A problem when using the pecos model to train xtransformer

xiaokening commented 1 year ago

Description

When I train xtransformer with pecos model, a training error occurs in the matcher stage. the size of dataset is 108457, Hierarchical label tree: [32, 1102]。
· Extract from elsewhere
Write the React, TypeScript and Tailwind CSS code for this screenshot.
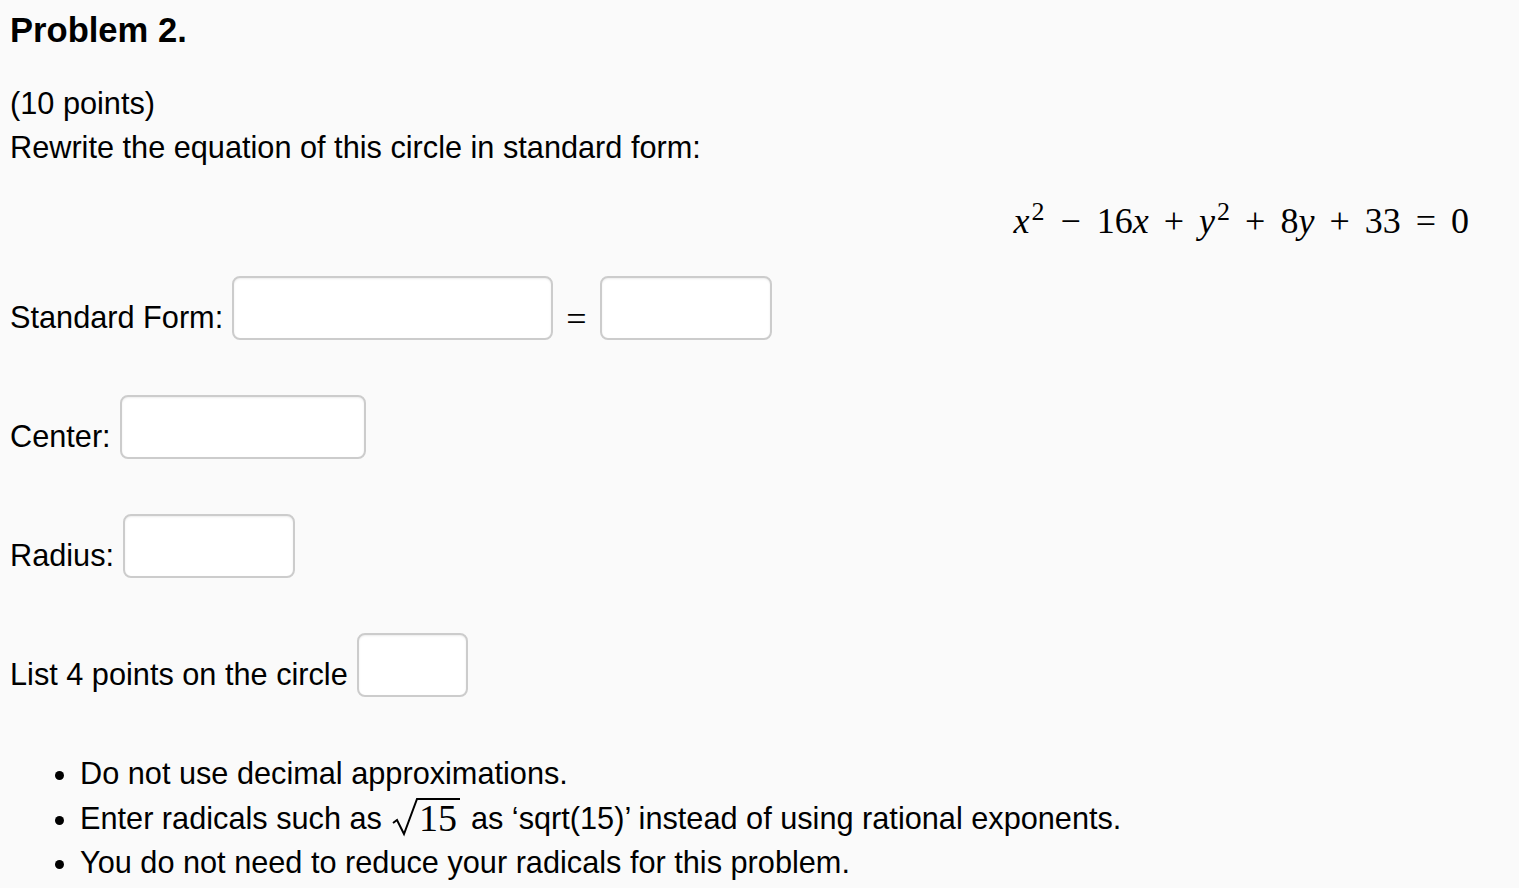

In the matcher stage, when I was training the second layer of label trees(There is no problem when training the first layer of label trees), after the matcher fine-tuning was completed, it got stuck when predicting the training data, look pecos.xmc.xtransformer.matcher

I think it is caused by my training data set is too large，so I modified the code snippet of pecos.xmc.xtransformer.matcher。

P_trn, inst_embeddings = matcher.predict(
                prob.X_text,
                csr_codes=csr_codes,
                pred_params=pred_params,
                batch_size=train_params.batch_size,
                batch_gen_workers=train_params.batch_gen_workers,
                max_pred_chunk=30000,
            )

But another problem happened, see the training log below。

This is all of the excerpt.